Avec ses parents, c’est différent. L’amour fou ! L’ivresse des baisers de maman...La tendresse apaisante de l’épaule de papa ... Les premiers cris de joie qui ne veulent rien dire d’autre...Les premiers gestes du doigt désignant l’infini... Le passage du rire aux larmes sans savoir pourquoi... Autant d’instants rares, fulgurants, souvent troublants, auxquels j’assiste pour ce premier tournage, caché derrière ma caméra. Nous sommes en Mars 2006. En revenant chez moi, je note, en toute ignorance de cause :

En observant Théophile, je me suis rendu compte à quel point un bébé est infiniment « perméable » à ce qui l’entoure. En cela, il me fait penser à une sorte « d’éponge intelligente », premier stade humain avant de devenir ce « roseau pensant » dont parle Pascal. Connaît-il la différence entre lui et le monde ?

Avril... Devant la porte d’entrée, le camélia est toujours en fleur. Passé le seuil, surprise...Le jeune enfant se tient déjà plus droit, sa tête dodeline encore un peu, mais son corps s’affermit. Il se raconte toujours autant d’histoires qu’il est le seul à comprendre...Mai...Il semble savoir où il va lorsqu’il se déplace à quatre pattes. Certains objets familiers le révèlent comme percussionniste, « il aime beaucoup la musique », nous confirment ses parents, tous les deux musiciens.

Au fil des mois, les sons de sa voix se sont affinés, plus précis, plus nets, plus déliés.

« La parole, écrit Tchouang-Tseu en 2300 avant J.Lacan, n’est pas seulement un souffle. Celui qui parle a quelque chose à exprimer. Mais ce quelque chose n’est jamais tout à fait déterminé par la parole. Ainsi donc, la parole existe-t-elle ou n’existe-t-elle point ? Celui qui parle diffère d’un poussin qui pépie, s’en distingue-t-il ou ne s’en distingue-t-il pas ? »

Cette pensée du philosophe me parle, aujourd’hui, de la place que j’occupe au sein d’une équipe de recherche. Elle me rappelle que la parole de mes interlocuteurs implique une référence à laquelle je suis extérieur. Pour l’instant, je vois, je perçois, plus que je ne comprends, à l’image de Théophile. En d’autres termes, au stade où j’en suis, la linguistique, pour moi, c’est du chinois.

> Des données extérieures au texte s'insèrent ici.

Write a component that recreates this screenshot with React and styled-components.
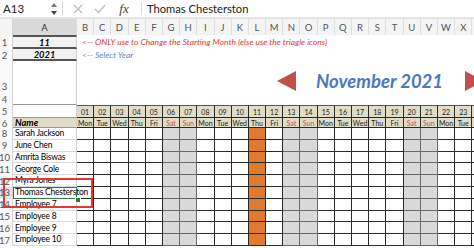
import styled, { createGlobalStyle } from 'styled-components';

const GlobalStyle = createGlobalStyle`
  html, body { margin: 0; padding: 0; background: #fff; overflow: hidden; }
  body { font-family: Lato, 'Liberation Sans', sans-serif; color: #111; }
`;

const ROW_HEAD = 13;
const COL_A = 64;
const COL_W = 17.2;
const DAY_NAMES = ['Mon', 'Tue', 'Wed', 'Thu', 'Fri', 'Sat', 'Sun'];
const LETTERS = 'BCDEFGHIJKLMNOPQRSTUVWXY'.split('');
const DAYS = Array.from({ length: 24 }, (_, i) => i + 1);
const VISIBLE_DAYS = 23;
const HOLIDAY = 11;

const people = [
  { row: 8, name: 'Sarah Jackson' },
  { row: 9, name: 'June Chen' },
  { row: 10, name: 'Amrita Biswas' },
  { row: 11, name: 'George Cole' },
  { row: 12, name: 'Myra Jones' },
  { row: 13, name: 'Thomas Chesterston', selected: true },
  { row: 14, name: 'Employee 7' },
  { row: 15, name: 'Employee 8' },
  { row: 16, name: 'Employee 9' },
  { row: 17, name: 'Employee 10' },
];

const dayName = (d) => DAY_NAMES[(d - 1) % 7];
const isWeekend = (d) => (d - 1) % 7 >= 5;

const Screen = styled.div`
  position: relative;
  width: 474px;
  height: 248px;
  overflow: hidden;
  background: #fff;
`;

const FormulaBar = styled.div`
  display: flex;
  align-items: center;
  height: 17px;
  background: #fff;
`;

const NameBox = styled.div`
  width: 47px;
  padding-left: 3px;
  font-size: 11.5px;
  color: #222;
`;

const Divider = styled.div`
  width: 1px;
  height: 13px;
  background: #dcdcdc;
  margin: 0 ${(p) => p.gap || 4}px 0 4px;
`;

const BarIcon = styled.span`
  display: flex;
  align-items: center;
  justify-content: center;
  width: 22px;
`;

const Fx = styled.span`
  width: 26px;
  text-align: center;
  font-family: 'Liberation Serif', serif;
  font-style: italic;
  font-size: 13px;
  color: #444;
`;

const FormulaText = styled.div`
  font-size: 11.2px;
  color: #222;
  white-space: nowrap;
`;

const BarGap = styled.div`
  height: 2px;
  background: #e4e4e4;
`;

const Sheet = styled.div`
  display: flex;
  flex-direction: column;
`;

const Row = styled.div`
  display: flex;
  height: ${(p) => p.h}px;
  flex-shrink: 0;
`;

const HeaderRow = styled(Row)`
  background: #f4f4f4;
`;

const Corner = styled.div`
  width: ${ROW_HEAD}px;
  flex-shrink: 0;
  border-right: 1px solid #d4d4d4;
  box-sizing: border-box;
`;

const ColHead = styled.div`
  width: ${(p) => p.w}px;
  flex-shrink: 0;
  box-sizing: border-box;
  display: flex;
  align-items: center;
  justify-content: center;
  font-size: 9.5px;
  color: ${(p) => (p.active ? '#333' : '#555')};
  border-right: 1px solid #dedede;
  background: ${(p) => (p.active ? '#d9d9d9' : 'transparent')};
`;

const RowHead = styled.div`
  width: ${ROW_HEAD}px;
  flex-shrink: 0;
  box-sizing: border-box;
  display: flex;
  align-items: ${(p) => (p.bottom ? 'flex-end' : 'center')};
  justify-content: center;
  padding-right: 3px;
  padding-bottom: ${(p) => (p.bottom ? 1 : 0)}px;
  font-size: 9.5px;
  color: #555;
  background: ${(p) => (p.active ? '#e2e2e2' : '#fafafa')};
  border-right: 1px solid #d4d4d4;
  white-space: nowrap;
`;

const ACell = styled.div`
  width: ${COL_A}px;
  flex-shrink: 0;
  box-sizing: border-box;
  display: flex;
  align-items: ${(p) => (p.name ? 'flex-end' : 'center')};
  justify-content: ${(p) => (p.center ? 'center' : 'flex-start')};
  padding-left: ${(p) => (p.center ? 0 : 2)}px;
  font-size: ${(p) => (p.name ? 8.5 : 9.3)}px;
  line-height: ${(p) => (p.name ? '9.5px' : 'normal')};
  letter-spacing: ${(p) => (p.name ? -0.22 : 0)}px;
  color: #000;
  white-space: nowrap;
  background: ${(p) => p.bg || '#fff'};
  border-right: 1px solid #d0d0d0;
  border-top: ${(p) => p.top || 'none'};
  border-bottom: ${(p) => p.bottom || 'none'};
  font-weight: ${(p) => (p.bold ? 700 : 400)};
  font-style: ${(p) => (p.italic ? 'italic' : 'normal')};
  outline: ${(p) => (p.selected ? '1.5px solid #2f7a4b' : 'none')};
  outline-offset: -1.5px;
  position: relative;
  z-index: ${(p) => (p.selected ? 2 : 0)};
`;

const Rest = styled.div`
  flex: 1;
  display: flex;
  align-items: center;
  min-width: 0;
`;

const Note = styled.span`
  padding-left: 5px;
  font-size: 8.5px;
  font-style: italic;
  white-space: nowrap;
  color: ${(p) => p.color};
`;

const TitleBar = styled(Rest)`
  padding-left: 200px;
  padding-top: 8px;
`;

const Arrow = styled.div`
  width: 0;
  height: 0;
  flex-shrink: 0;
  border-top: 10px solid transparent;
  border-bottom: 10px solid transparent;
  ${(p) => (p.dir === 'left' ? 'border-right' : 'border-left')}: 19px solid #c0504d;
`;

const Title = styled.div`
  margin: 0 22px 0 20px;
  font-size: 18.5px;
  font-weight: 700;
  font-style: italic;
  color: #4a78c2;
  white-space: nowrap;
`;

const tones = {
  head: '#e0dcc8',
  weekend: '#d9d9d9',
  holiday: '#e07a2e',
  plain: '#fff',
};

const DayCell = styled.div`
  width: ${COL_W}px;
  flex-shrink: 0;
  box-sizing: border-box;
  display: flex;
  align-items: center;
  justify-content: center;
  font-size: 7px;
  color: ${(p) => (p.red ? '#c0504d' : '#222')};
  background: ${(p) => tones[p.tone]};
  border-right: 1.3px solid ${(p) => (p.tone === 'weekend' ? '#6a6a6a' : '#2a2a2a')};
  border-bottom: 1.3px solid ${(p) => (p.tone === 'weekend' ? '#6a6a6a' : '#2a2a2a')};
  border-top: ${(p) => (p.first ? '1px solid #555' : 'none')};
`;

const SelectionFrame = styled.div`
  position: absolute;
  left: 3px;
  top: 178px;
  width: 90px;
  height: 30px;
  box-sizing: border-box;
  border: 2px solid #e2392f;
  z-index: 5;
  pointer-events: none;
`;

const FillHandle = styled.div`
  position: absolute;
  left: 75px;
  top: 197px;
  width: 4px;
  height: 4px;
  background: #2f7a4b;
  border: 1px solid #fff;
  z-index: 4;
`;

const Spinner = () => (
  <svg width="8" height="14" viewBox="0 0 8 14">
    <path d="M4 1 L7 5 L1 5 Z" fill="#777" />
    <path d="M4 13 L7 9 L1 9 Z" fill="#444" />
  </svg>
);

const Cross = () => (
  <svg width="10" height="10" viewBox="0 0 10 10">
    <path d="M1 1 L9 9 M9 1 L1 9" stroke="#bdbdbd" strokeWidth="1.2" />
  </svg>
);

const Check = () => (
  <svg width="12" height="10" viewBox="0 0 12 10">
    <path d="M1 5 L4.5 8.5 L11 1" stroke="#bdbdbd" strokeWidth="1.2" fill="none" />
  </svg>
);

const App = () => {
  return (
    <Screen>
      <GlobalStyle />
      <FormulaBar>
        <NameBox>A13</NameBox>
        <Spinner />
        <Divider />
        <BarIcon>
          <Cross />
        </BarIcon>
        <BarIcon>
          <Check />
        </BarIcon>
        <Fx>fx</Fx>
        <Divider gap={5} />
        <FormulaText>Thomas Chesterston</FormulaText>
      </FormulaBar>
      <BarGap />

      <Sheet>
        <HeaderRow h={16}>
          <Corner />
          <ColHead w={COL_A} active>
            A
          </ColHead>
          {LETTERS.map((l, i) => (
            <ColHead key={l} w={COL_W}>
              {i < VISIBLE_DAYS ? l : ''}
            </ColHead>
          ))}
        </HeaderRow>

        <Row h={14}>
          <RowHead>1</RowHead>
          <ACell center bold italic bg="#f2f2f2" top="2px solid #555" bottom="2px solid #555">
            11
          </ACell>
          <Rest>
            <Note color="#e2392f">
              {'<-- ONLY use to Change the Starting Month (else use the triagle icons)'}
            </Note>
          </Rest>
        </Row>
        <Row h={12}>
          <RowHead>2</RowHead>
          <ACell center bold italic bg="#f2f2f2" bottom="2px solid #555">
            2021
          </ACell>
          <Rest>
            <Note color="#5a88cc">{'<-- Select Year'}</Note>
          </Rest>
        </Row>
        <Row h={32}>
          <RowHead bottom>3</RowHead>
          <ACell />
          <TitleBar>
            <Arrow dir="left" />
            <Title>November 2021</Title>
            <Arrow dir="right" />
          </TitleBar>
        </Row>
        <Row h={12}>
          <RowHead>4</RowHead>
          <ACell bottom="1px solid #999" />
          <Rest />
        </Row>
        <Row h={13}>
          <RowHead>5</RowHead>
          <ACell bottom="1px solid #999" />
          {DAYS.map((d) => (
            <DayCell key={d} tone="head" first>
              {d <= VISIBLE_DAYS ? String(d).padStart(2, '0') : ''}
            </DayCell>
          ))}
        </Row>
        <Row h={10}>
          <RowHead>6</RowHead>
          <ACell bold italic bg="#e0dcc8" bottom="1px solid #999">
            Name
          </ACell>
          {DAYS.map((d) => (
            <DayCell key={d} tone="head" red={isWeekend(d)}>
              {d <= VISIBLE_DAYS ? dayName(d) : ''}
            </DayCell>
          ))}
        </Row>

        {people.map((p) => (
          <Row key={p.row} h={11.8}>
            <RowHead active={p.selected}>{p.row}</RowHead>
            <ACell name selected={p.selected} bottom="1px solid #d8d8d8">
              {p.name}
            </ACell>
            {DAYS.map((d) => (
              <DayCell
                key={d}
                tone={d === HOLIDAY ? 'holiday' : isWeekend(d) ? 'weekend' : 'plain'}
              />
            ))}
          </Row>
        ))}
      </Sheet>

      <SelectionFrame />
      <FillHandle />
    </Screen>
  );
};

export default App;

Mais revenons à notre petit poussin épié qui pépie toujours, quelque part dans Paris, vers 19h00. C’est déjà l’été, il fait encore jour, le camélia a perdu ses fleurs. Nouveau tournage avec Aliyah... Je le retrouve chaque fois différent...Mais les yeux restent toujours aussi bleus. Cette fois ça y est ! Ils nous distinguent. Son regard se fixe de temps en temps sur l’objectif de nos caméras, sans plus. Très vite, il retourne à ses préoccupations premières : livre en mousse, jouets sonores, biberon, compote, lapin fétiche en peluche, papa, maman.

Et puis soudain, en un rien de temps, la rencontre a lieu. C’était début septembre. En apparence, le tournage se passait normalement : sous nos yeux, le bébé poursuivait sereinement sa métamorphose. Ses parents étaient là, à nos côtés, faisant à leur habitude comme si nous étions là. Subitement, Théophile se faufile derrière le canapé pour se cacher. Pour la première fois sans doute, il se sent observé. Réflexe : il se dérobe. Mon hypothèse ? Un jeu s’installe, aussi vieux que l’enfance.